--- EXERCISE ---
Give all the lines below again, exactly, with no pictures.

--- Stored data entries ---
+--

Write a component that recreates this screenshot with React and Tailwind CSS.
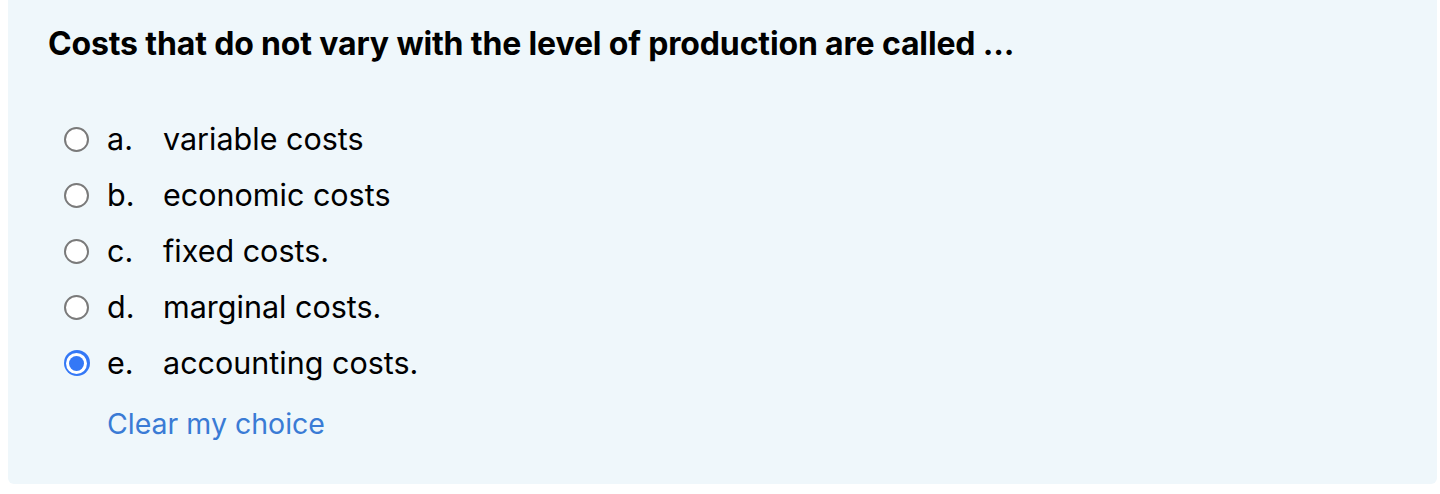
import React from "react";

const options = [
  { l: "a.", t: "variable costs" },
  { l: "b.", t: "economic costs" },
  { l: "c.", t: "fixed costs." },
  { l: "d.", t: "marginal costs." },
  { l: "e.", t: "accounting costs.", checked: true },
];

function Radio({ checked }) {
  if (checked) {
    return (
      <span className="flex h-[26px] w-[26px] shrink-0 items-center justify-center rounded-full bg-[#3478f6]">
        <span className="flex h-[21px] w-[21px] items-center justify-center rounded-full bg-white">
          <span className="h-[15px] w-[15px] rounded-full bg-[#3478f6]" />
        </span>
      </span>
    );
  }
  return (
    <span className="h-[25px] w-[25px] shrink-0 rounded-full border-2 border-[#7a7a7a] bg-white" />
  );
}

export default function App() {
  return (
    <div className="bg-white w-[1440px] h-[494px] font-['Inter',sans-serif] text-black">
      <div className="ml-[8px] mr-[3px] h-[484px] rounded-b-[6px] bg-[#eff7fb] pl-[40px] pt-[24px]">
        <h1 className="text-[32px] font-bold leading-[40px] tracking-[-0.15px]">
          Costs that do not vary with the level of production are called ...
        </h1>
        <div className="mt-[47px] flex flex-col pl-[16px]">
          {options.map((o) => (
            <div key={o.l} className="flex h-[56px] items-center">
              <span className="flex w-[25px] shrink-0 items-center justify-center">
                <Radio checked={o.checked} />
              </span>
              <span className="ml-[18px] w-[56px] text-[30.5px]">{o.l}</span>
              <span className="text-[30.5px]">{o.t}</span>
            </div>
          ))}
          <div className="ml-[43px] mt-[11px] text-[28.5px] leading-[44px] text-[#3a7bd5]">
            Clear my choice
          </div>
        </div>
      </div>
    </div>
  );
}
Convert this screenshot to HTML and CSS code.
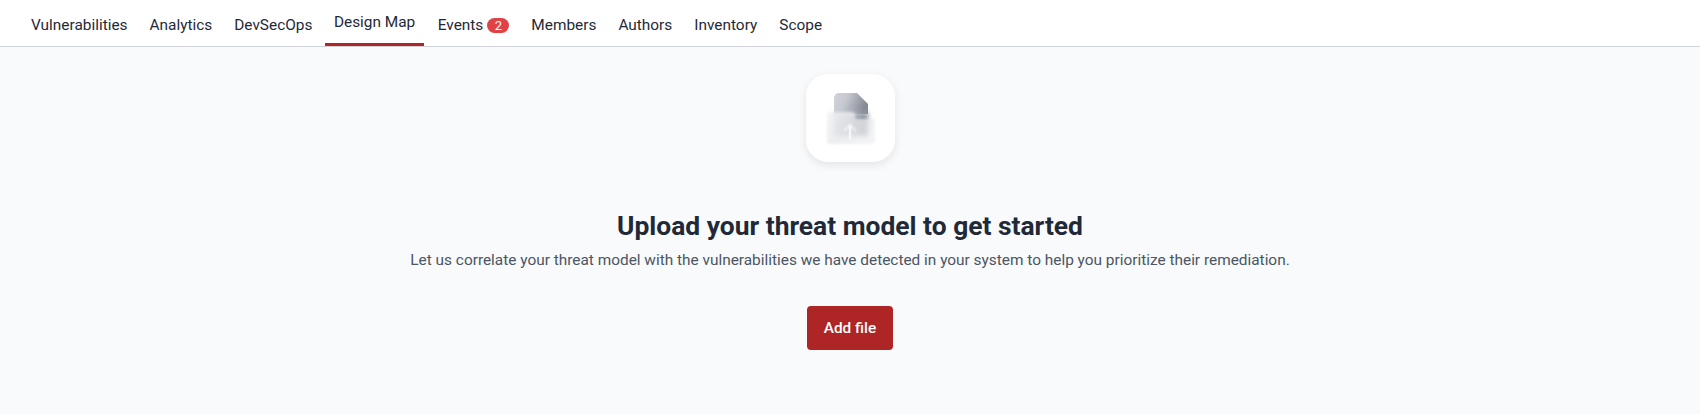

+--

--- SOLUTION TO THIS EXERCISE ---
Write a component that recreates this screenshot with React and Tailwind CSS.
import React from "react";

const options = [
  { l: "a.", t: "variable costs" },
  { l: "b.", t: "economic costs" },
  { l: "c.", t: "fixed costs." },
  { l: "d.", t: "marginal costs." },
  { l: "e.", t: "accounting costs.", checked: true },
];

function Radio({ checked }) {
  if (checked) {
    return (
      <span className="flex h-[26px] w-[26px] shrink-0 items-center justify-center rounded-full bg-[#3478f6]">
        <span className="flex h-[21px] w-[21px] items-center justify-center rounded-full bg-white">
          <span className="h-[15px] w-[15px] rounded-full bg-[#3478f6]" />
        </span>
      </span>
    );
  }
  return (
    <span className="h-[25px] w-[25px] shrink-0 rounded-full border-2 border-[#7a7a7a] bg-white" />
  );
}

export default function App() {
  return (
    <div className="bg-white w-[1440px] h-[494px] font-['Inter',sans-serif] text-black">
      <div className="ml-[8px] mr-[3px] h-[484px] rounded-b-[6px] bg-[#eff7fb] pl-[40px] pt-[24px]">
        <h1 className="text-[32px] font-bold leading-[40px] tracking-[-0.15px]">
          Costs that do not vary with the level of production are called ...
        </h1>
        <div className="mt-[47px] flex flex-col pl-[16px]">
          {options.map((o) => (
            <div key={o.l} className="flex h-[56px] items-center">
              <span className="flex w-[25px] shrink-0 items-center justify-center">
                <Radio checked={o.checked} />
              </span>
              <span className="ml-[18px] w-[56px] text-[30.5px]">{o.l}</span>
              <span className="text-[30.5px]">{o.t}</span>
            </div>
          ))}
          <div className="ml-[43px] mt-[11px] text-[28.5px] leading-[44px] text-[#3a7bd5]">
            Clear my choice
          </div>
        </div>
      </div>
    </div>
  );
}
Convert this screenshot to HTML and CSS code.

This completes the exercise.